━━ Supplied records

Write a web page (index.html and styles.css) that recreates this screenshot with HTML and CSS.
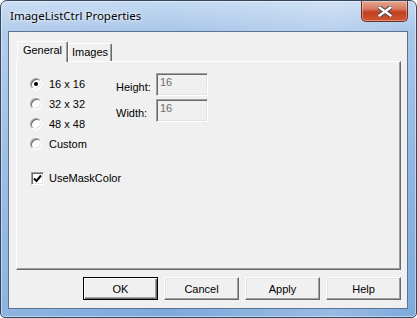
FILE: index.html
```html
<!DOCTYPE html>
<html lang="en">
<head>
    <meta charset="UTF-8">
    <title>ImageListCtrl Properties</title>
    <link rel="stylesheet" href="styles.css">
</head>
<body>
    <div class="window">
        <div class="titlebar">
            <span class="title">ImageListCtrl Properties</span>
            <div class="close">
                <svg width="14" height="11" viewBox="0 0 14 11">
                    <path d="M1.5 1.5 L12.5 9.5 M12.5 1.5 L1.5 9.5" stroke="#3c3c4a" stroke-width="4.2" stroke-linecap="round"/>
                    <path d="M1.5 1.5 L12.5 9.5 M12.5 1.5 L1.5 9.5" stroke="#fff" stroke-width="2.6" stroke-linecap="round"/>
                </svg>
            </div>
        </div>
        <div class="client">
            <div class="tabs">
                <div class="tab active">General</div>
                <div class="tab">Images</div>
            </div>
            <div class="panel">
                <div class="top-row">
                    <div class="radios">
                        <div class="option"><span class="radio checked"></span>16 x 16</div>
                        <div class="option"><span class="radio"></span>32 x 32</div>
                        <div class="option"><span class="radio"></span>48 x 48</div>
                        <div class="option"><span class="radio"></span>Custom</div>
                    </div>
                    <div class="fields">
                        <div class="field"><span class="field-label">Height:</span><span class="edit">16</span></div>
                        <div class="field"><span class="field-label">Width:</span><span class="edit">16</span></div>
                    </div>
                </div>
                <div class="option check-row">
                    <span class="checkbox">
                        <svg width="9" height="9" viewBox="0 0 9 9">
                            <path d="M1 4.5 L3.5 7 L8 1.5" stroke="#000" stroke-width="2" fill="none"/>
                        </svg>
                    </span>UseMaskColor
                </div>
            </div>
            <div class="buttons">
                <div class="btn default">OK</div>
                <div class="btn">Cancel</div>
                <div class="btn">Apply</div>
                <div class="btn">Help</div>
            </div>
        </div>
    </div>
</body>
</html>
```

FILE: styles.css
```css
body {
    margin: 0;
    background: #fff;
    font-family: "Liberation Sans", Arial, sans-serif;
    font-size: 11px;
    color: #000;
}
.window {
    width: 417px;
    height: 318px;
    box-sizing: border-box;
    border: 1px solid #34465e;
    border-radius: 7px 7px 5px 5px;
    background: linear-gradient(to right, rgba(255,255,255,0.12), rgba(255,255,255,0) 40%, rgba(255,255,255,0.2) 80%, rgba(255,255,255,0)),
                linear-gradient(to bottom, #c4daf2, #a9c6e8 30px, #8cb3e0 60%, #7ea9dc);
    box-shadow: inset 0 0 0 1px rgba(255,255,255,0.45);
    display: flex;
    flex-direction: column;
}
.titlebar {
    height: 30px;
    display: flex;
    align-items: flex-start;
    justify-content: space-between;
}
.title {
    font-family: "Noto Sans", sans-serif;
    font-size: 11.5px;
    margin: 7px 0 0 9px;
    text-shadow: 0 0 6px rgba(255,255,255,0.9), 0 0 3px rgba(255,255,255,0.8);
}
.close {
    width: 45px;
    height: 20px;
    margin: 0 8px 0 0;
    border: 1px solid #6b2f28;
    border-top: none;
    border-radius: 0 0 5px 5px;
    background: linear-gradient(to bottom, #e6a893, #d67a62 40%, #c2401f 55%, #cf5432);
    box-shadow: inset 0 0 0 1px rgba(255,255,255,0.35);
    display: flex;
    align-items: center;
    justify-content: center;
}
.client {
    flex: 1;
    margin: 0 8px 8px 7px;
    border: 1px solid #5a7394;
    background: #f0f0f0;
    padding: 9px 6px 8px 7px;
    display: flex;
    flex-direction: column;
}
.tabs {
    display: flex;
    align-items: flex-end;
    height: 20px;
    position: relative;
    z-index: 1;
}
.tab {
    box-sizing: border-box;
    height: 18px;
    width: 44px;
    padding-top: 2px;
    text-align: center;
    border-top: 1px solid #fff;
    border-left: 1px solid #fff;
    border-right: 1px solid #696969;
    box-shadow: inset -1px 0 0 #a0a0a0;
    border-radius: 2px 2px 0 0;
    background: #f0f0f0;
}
.tab.active {
    height: 21px;
    width: 51px;
    margin-left: 1px;
    margin-bottom: -1px;
    padding-top: 2px;
}
.panel {
    height: 209px;
    box-sizing: border-box;
    border-top: 1px solid #fff;
    border-left: 1px solid #fff;
    border-right: 1px solid #696969;
    border-bottom: 1px solid #696969;
    box-shadow: inset -1px -1px 0 #a0a0a0;
    padding: 12px 0 0 13px;
}
.top-row {
    display: flex;
}
.radios {
    width: 86px;
}
.option {
    height: 20px;
    display: flex;
    align-items: center;
}
.radio {
    width: 12px;
    height: 12px;
    box-sizing: border-box;
    border-radius: 50%;
    background: #fff;
    border: 1px solid;
    border-color: #a0a0a0 #fff #fff #a0a0a0;
    box-shadow: inset 1px 1px 0 #696969, inset -1px -1px 0 #e3e3e3;
    margin-right: 7px;
    display: flex;
    align-items: center;
    justify-content: center;
}
.radio.checked::after {
    content: "";
    width: 4px;
    height: 4px;
    border-radius: 50%;
    background: #000;
}
.field {
    display: flex;
    align-items: center;
    height: 27px;
    margin-top: -1px;
}
.field-label {
    width: 40px;
}
.edit {
    box-sizing: border-box;
    width: 52px;
    height: 23px;
    border: 1px solid;
    border-color: #a0a0a0 #fff #fff #a0a0a0;
    box-shadow: inset 1px 1px 0 #696969, inset -1px -1px 0 #e3e3e3;
    padding: 2px 0 0 3px;
    color: #6d6d6d;
    background: #f0f0f0;
    align-self: flex-start;
}
.check-row {
    margin-top: 14px;
}
.checkbox {
    width: 13px;
    height: 13px;
    box-sizing: border-box;
    background: #fff;
    border: 1px solid;
    border-color: #a0a0a0 #fff #fff #a0a0a0;
    box-shadow: inset 1px 1px 0 #696969, inset -1px -1px 0 #e3e3e3;
    margin: 0 5px 0 1px;
    display: flex;
    align-items: center;
    justify-content: center;
}
.buttons {
    display: flex;
    justify-content: flex-end;
    gap: 6px;
    margin-top: 7px;
}
.btn {
    box-sizing: border-box;
    width: 75px;
    height: 23px;
    border: 1px solid;
    border-color: #fff #696969 #696969 #fff;
    box-shadow: inset -1px -1px 0 #a0a0a0, inset 1px 1px 0 #e3e3e3;
    display: flex;
    align-items: center;
    justify-content: center;
    background: #f0f0f0;
}
.btn.default {
    border-color: #000;
    box-shadow: inset 1px 1px 0 #fff, inset -1px -1px 0 #696969, inset -2px -2px 0 #a0a0a0;
}
```
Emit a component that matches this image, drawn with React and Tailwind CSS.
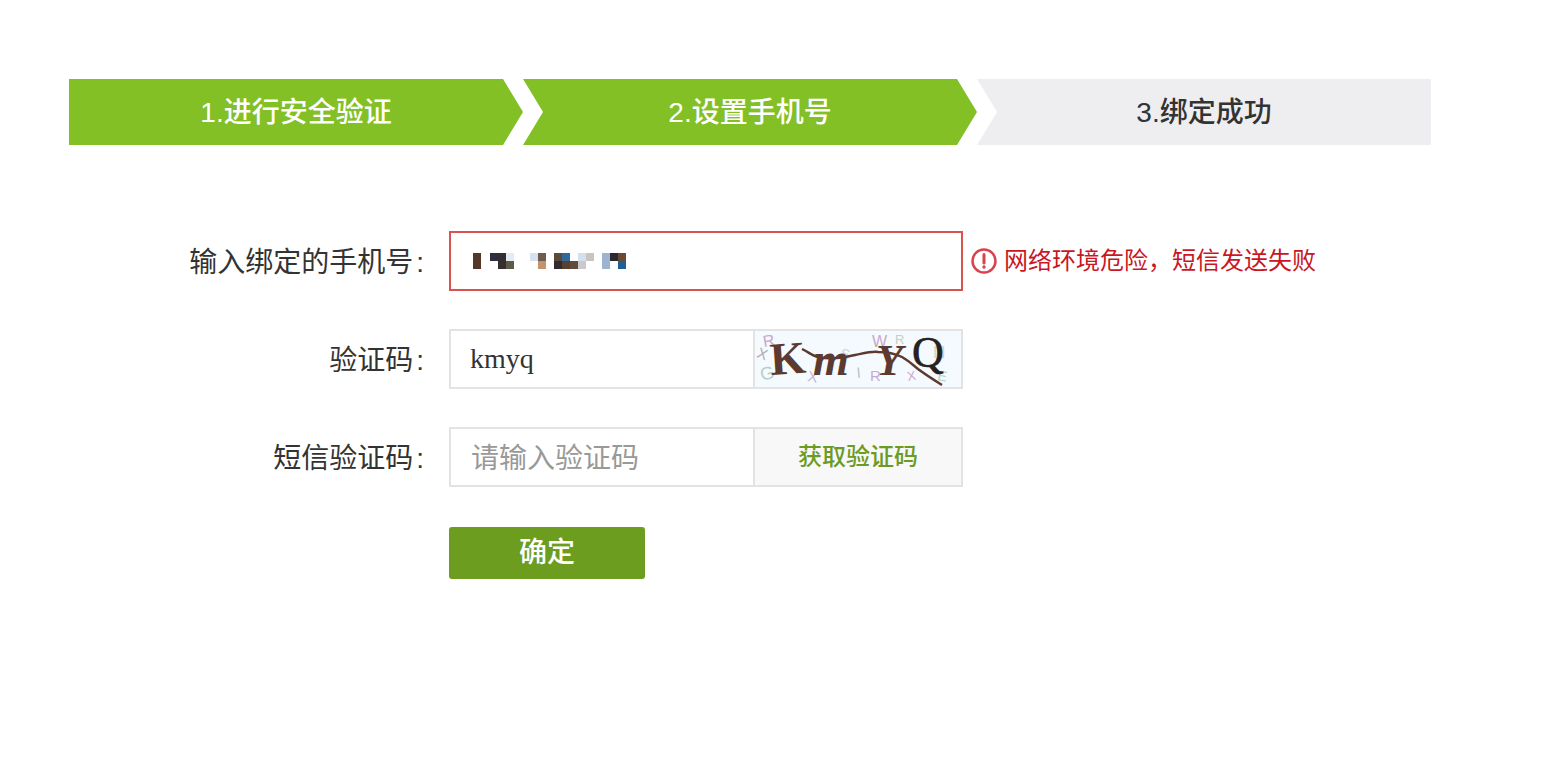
import React from 'react';

const FONT = "font-['Liberation_Sans','Noto_Sans_CJK_SC',sans-serif]";

const mosaic = [
  [473, 0, '#54392b'], [473, 1, '#54392b'],
  [490, 0, '#2f2f3f'], [498, 0, '#332f33'], [498, 1, '#352f30'], [506, 0, '#e3ebf3'], [506, 1, '#5f5a48'],
  [530, 0, '#d8e2ef'], [538, 0, '#6f5c4e'], [538, 1, '#c3936b'],
  [554, 0, '#5c4a38'], [554, 1, '#2f2b2e'], [562, 0, '#2f6a9e'], [562, 1, '#5a4030'], [570, 1, '#614c3c'],
  [578, 0, '#d3e0ee'], [578, 1, '#cdc8cc'], [586, 0, '#c9c4c0'],
  [602, 0, '#9db4d0'], [602, 1, '#9db4d0'], [610, 0, '#2a2a30'], [618, 0, '#6b4a35'], [618, 1, '#1f5f95'],
];

function Step({ children, shape, tone }) {
  return (
    <div className={`flex h-[66px] w-[454px] items-center justify-center pt-[2px] text-[28px] font-medium ${shape} ${tone}`}>
      {children}
    </div>
  );
}

function Label({ children }) {
  return (
    <div className="w-[356px] pt-1 pr-[1px] text-right text-[28px] leading-[60px] text-[#333]">
      {children}
      <span className="ml-[3px]">:</span>
    </div>
  );
}

function Captcha() {
  const noise = [
    ['R', 9, 16, '#c9a9c9', -10, 16], ['X', 1, 26, '#b9a9b9', 20, 15], ['G', 7, 50, '#b5cfc5', -15, 18],
    ['S', 85, 27, '#c5d5d5', 10, 14], ['X', 52, 50, '#c9b5d9', 10, 15], ['I', 102, 47, '#b5c9c9', -5, 15],
    ['R', 115, 50, '#c9a9d9', 0, 15], ['W', 117, 16, '#c9a9c9', 0, 16], ['R', 140, 13, '#c5d0c5', 0, 13],
    ['X', 153, 50, '#d0a9c9', -10, 13], ['E', 182, 49, '#b5d0c5', 10, 14], ['N', 178, 27, '#c5d9d0', 0, 17],
  ];
  return (
    <svg width="206" height="56" viewBox="0 0 206 56" className="block bg-[#f4fafd]">
      {noise.map(([t, x, y, c, r, s], i) => (
        <text key={i} x={x} y={y} fill={c} fontSize={s} fontFamily="Liberation Sans" transform={`rotate(${r} ${x} ${y})`}>{t}</text>
      ))}
      <g fontFamily="Liberation Serif" fontWeight="700" fill="#5d3a30">
        <text x="16" y="44" fontSize="46" transform="rotate(-4 16 44)">K</text>
        <text x="58" y="44" fontSize="46" fontStyle="italic">m</text>
        <text x="121" y="44" fontSize="44" fontStyle="italic">Y</text>
      </g>
      <text x="157" y="36" fontSize="44" fontFamily="Liberation Serif" fill="#222" stroke="#222" strokeWidth="0.6">Q</text>
      <path d="M47 18 C55 22 58 25 63 26 C78 29 90 26 100 24 C110 22 118 20 123 21 C132 21 141 23 147 26 C154 30 158 34 163 38 C171 44 179 49 187 54" fill="none" stroke="#5d3a30" strokeWidth="2.5" />
    </svg>
  );
}

export default function App() {
  return (
    <div className={`min-h-[763px] bg-white pl-[69px] pt-[79px] ${FONT}`}>
      <div className="flex">
        <Step shape="[clip-path:polygon(0_0,434px_0,100%_50%,434px_100%,0_100%)]" tone="bg-[#82c026] text-white">
          1.进行安全验证
        </Step>
        <Step shape="[clip-path:polygon(0_0,434px_0,100%_50%,434px_100%,0_100%,20px_50%)]" tone="bg-[#82c026] text-white">
          2.设置手机号
        </Step>
        <Step shape="[clip-path:polygon(0_0,100%_0,100%_100%,0_100%,20px_50%)]" tone="bg-[#eeeef0] text-[#333]">
          3.绑定成功
        </Step>
      </div>

      <div className="mt-[86px] flex flex-col gap-[38px]">
        <div className="flex h-[60px] items-center">
          <Label>输入绑定的手机号</Label>
          <div className="ml-6 h-[60px] w-[514px] border-2 border-[#d9534f] bg-white">
            <svg width="510" height="56" viewBox="451 233 510 56" className="block">
              {mosaic.map(([x, row, c]) => (
                <rect key={`${x}-${row}`} x={x} y={253 + row * 8} width="8" height="8" fill={c} />
              ))}
            </svg>
          </div>
          <svg width="26" height="26" viewBox="0 0 26 26" className="ml-2 shrink-0">
            <circle cx="13" cy="13" r="11.5" fill="none" stroke="#d9434e" strokeWidth="2.5" />
            <path d="M13 6.5v8.5" stroke="#d9434e" strokeWidth="3" strokeLinecap="round" />
            <circle cx="13" cy="19" r="1.7" fill="#d9434e" />
          </svg>
          <span className="ml-[7px] text-2xl text-[#c9161f]">网络环境危险，短信发送失败</span>
        </div>

        <div className="flex h-[60px] items-center">
          <Label>验证码</Label>
          <div className="ml-6 flex h-[60px] w-[514px] border-2 border-[#e2e3e5] bg-white">
            <div className="w-[304px] border-r-2 border-[#e2e3e5] pl-[19px] font-['Liberation_Serif',serif] text-[28px] leading-[56px] text-[#333]">
              kmyq
            </div>
            <Captcha />
          </div>
        </div>

        <div className="flex h-[60px] items-center">
          <Label>短信验证码</Label>
          <div className="ml-6 flex h-[60px] w-[514px] border-2 border-[#e2e3e5] bg-white">
            <div className="w-[304px] border-r-2 border-[#e2e3e5] pt-[2px] pl-5 text-[28px] leading-[56px] text-[#999]">
              请输入验证码
            </div>
            <div className="flex flex-1 items-center justify-center bg-[#f8f8f8] text-2xl font-medium text-[#6c9b23]">
              获取验证码
            </div>
          </div>
        </div>
      </div>

      <div className="mt-10 ml-[380px] flex h-[52px] w-[196px] items-center justify-center rounded-[3px] bg-[#6c9d1e] text-[28px] font-medium text-white">
        确定
      </div>
    </div>
  );
}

━━━━

→ What you should do
Looking at the data above, show all lines where the word "with" occurs.

→ Answer to the problem
Write a web page (index.html and styles.css) that recreates this screenshot with HTML and CSS.
Emit a component that matches this image, drawn with React and Tailwind CSS.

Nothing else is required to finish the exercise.